À l’audience préliminaire, la présidente de la cour d’assises siégera seule, sans ses deux assesseurs, et sans les jurés qui ne seront sélectionnés que le 10 octobre.
22 mars 2016 : 10 accusés, 9 présents
Tous les accusés au procès des attentats de Bruxelles du 22 mars 2016 – à l’exception d’Oussama Atar, présumé mort – étaient présents lundi matin lors de l’audience préliminaire, a annoncé en début d’audience la présidente de la cour d’assises Laurence Massart. Cela concerne notamment Salah Abdeslam et Mohamed Abrini, dont les avocats avaient pourtant annoncé qu’ils seraient uniquement représentés.
Plusieurs avocats ont dès lors fait part de leur étonnement auprès de la présidente d’avoir vu leur client extrait de la prison où il se trouvait.
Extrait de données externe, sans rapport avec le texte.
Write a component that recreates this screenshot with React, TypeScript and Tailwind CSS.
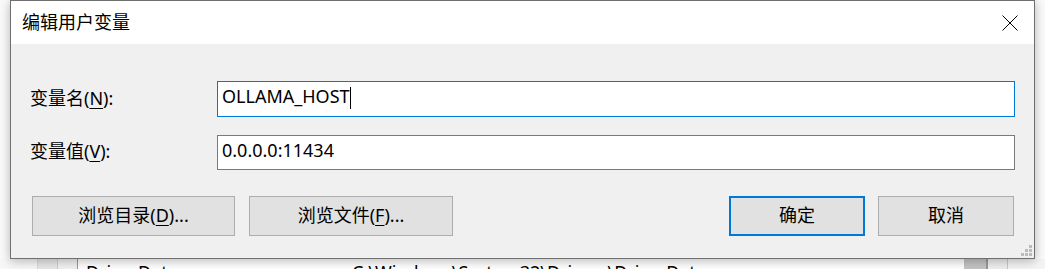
import React from "react";

const FONT = { fontFamily: '"Noto Sans", "Noto Sans CJK SC", sans-serif' };

function Underlined({ ch }: { ch: string }) {
  return <span className="underline underline-offset-[3px] decoration-1">{ch}</span>;
}

function CloseIcon() {
  return (
    <svg width="16" height="16" viewBox="0 0 16 16" className="block">
      <path d="M0.5 0.5 L15.5 15.5 M15.5 0.5 L0.5 15.5" stroke="#000" strokeWidth="1" fill="none" />
    </svg>
  );
}

function Grip() {
  const dots = [
    [8, 0],
    [4, 4],
    [8, 4],
    [0, 8],
    [4, 8],
    [8, 8],
  ];
  return (
    <svg width="11" height="11" viewBox="0 0 11 11" className="block">
      {dots.map(([x, y], i) => (
        <rect key={i} x={x} y={y} width="3" height="3" fill="#bcbcbc" />
      ))}
    </svg>
  );
}

export default function App() {
  return (
    <div className="relative w-[1045px] h-[269px] overflow-hidden bg-[#fafafa] text-black" style={FONT}>
      {/* background window (behind the dialog) */}
      <div className="flex flex-col h-full">
        <div className="flex-1" />
        <div className="flex h-[10px] bg-white text-[18px] leading-none">
          <div className="w-[38px] bg-[#f7f7f7] border-r border-[#dadada]" />
          <div className="w-[20px] bg-[#e8e8e8] border-r border-[#cfcfcf]" />
          <div className="w-[20px] bg-[#f2f2f2] border-r border-[#9a9a9a]" />
          <div className="relative flex-1 overflow-hidden">
            <div className="flex pt-[4px] pl-[8px]">
              <span className="w-[266px]">DriverData</span>
              <span>C:\Windows\System32\Drivers\DriverData</span>
            </div>
          </div>
          <div className="w-[24px] bg-[#c4c4c4] border-r-2 border-[#9a9a9a]" />
          <div className="w-[20px] bg-[#efefef] border-r border-[#c8c8c8]" />
          <div className="w-[37px] bg-[#f4f4f4]" />
        </div>
      </div>

      {/* dialog */}
      <div className="absolute left-[10px] top-0 w-[1025px] h-[259px] flex flex-col border border-[#6f6f6f] bg-[#f0f0f0] shadow-[0_2px_10px_rgba(0,0,0,0.28)]">
        <div className="h-[43px] bg-white flex items-center justify-between pl-[11px] pr-[16px]">
          <span className="text-[18px] leading-none pb-[2px]">编辑用户变量</span>
          <CloseIcon />
        </div>

        <div className="flex-1 flex flex-col px-[19px] pt-[37px] text-[18px]">
          <div className="flex items-center h-[36px]">
            <div className="w-[187px] pb-[2px]">
              变量名(<Underlined ch="N" />):
            </div>
            <div className="flex-1 h-full bg-white border border-[#0078d7] flex items-center pl-[4px] pb-[5px]">
              <span>OLLAMA_HOST</span>
              <span className="w-px h-[22px] bg-black mt-[3px]" />
            </div>
          </div>

          <div className="flex items-center h-[35px] mt-[18px]">
            <div className="w-[187px] pb-[2px]">
              变量值(<Underlined ch="V" />):
            </div>
            <div className="flex-1 h-full bg-white border border-[#7a7a7a] flex items-center pl-[4px] pb-[5px]">
              <span>0.0.0.0:11434</span>
            </div>
          </div>

          <div className="flex items-center h-[40px] mt-[26px] pl-[2px] pr-px">
            <button className="w-[203px] h-full bg-[#e1e1e1] border border-[#adadad] flex items-center justify-center pb-[2px]">
              浏览目录(<Underlined ch="D" />)...
            </button>
            <button className="ml-[14px] w-[204px] h-full bg-[#e1e1e1] border border-[#adadad] flex items-center justify-center pb-[2px]">
              浏览文件(<Underlined ch="F" />)...
            </button>
            <div className="flex-1" />
            <button className="w-[136px] h-full bg-[#e1e1e1] border-2 border-[#0078d7] flex items-center justify-center pb-[2px]">
              确定
            </button>
            <button className="ml-[13px] w-[136px] h-full bg-[#e1e1e1] border border-[#adadad] flex items-center justify-center pb-[2px]">
              取消
            </button>
          </div>
        </div>

        <div className="absolute right-[2px] bottom-[2px]">
          <Grip />
        </div>
      </div>
    </div>
  );
}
Ca a notamment été le cas de Me Delphine Paci, l’avocate de Salah Abdeslam, qui a interpellé Laurence Massart: « Mon client a émis le souhait d’être représenté par cette audience comme le permet la loi. Mais il a tout de même été extrait », s’est-elle étonnée.
« L’ordonnance de prise de corps peut tout de même être exécutée », lui a répondu la présidente. Les avocats de Mohamed Abrini, dit « l’homme au chapeau », de Sofien Ayari et d’Osama Krayem ont également fait part de leur surprise devant la cour d’assises.
Plusieurs avocats ont prévenu la présidente qu’ils allaient consulter leur client pour vérifier si ceux-ci souhaitaient rester en cellule pour le reste de cette audience préliminaire. Mohamed Abrini, Osama Krayem, Sofien Ayari, Smaïl Farisi et Ali El Haddad Asufi ont finalement décidé de retourner « en cellulaire », la plupart dénonçant les conditions dans lesquelles ils comparaissent, derrière des boxes vitrés.
Dans un premier temps, Salah Abdeslam avait fait un choix opposé, disant à la présidente « je souhaite assister à l’audience » avant de se rétracter. « J’ai décidé de refuser de comparaître par solidarité avec les co-accusés », a-t-il expliqué quelques minutes plus tard, en dénonçant la présence des boxes vitrés. « C’est inéquitable alors qu’on nous a promis un procès équitable. » Bilal El Makhoukhi, Hervé Bayingana Muhirwa et Ibrahim Farisi ont, eux, opté pour assister à l’audience.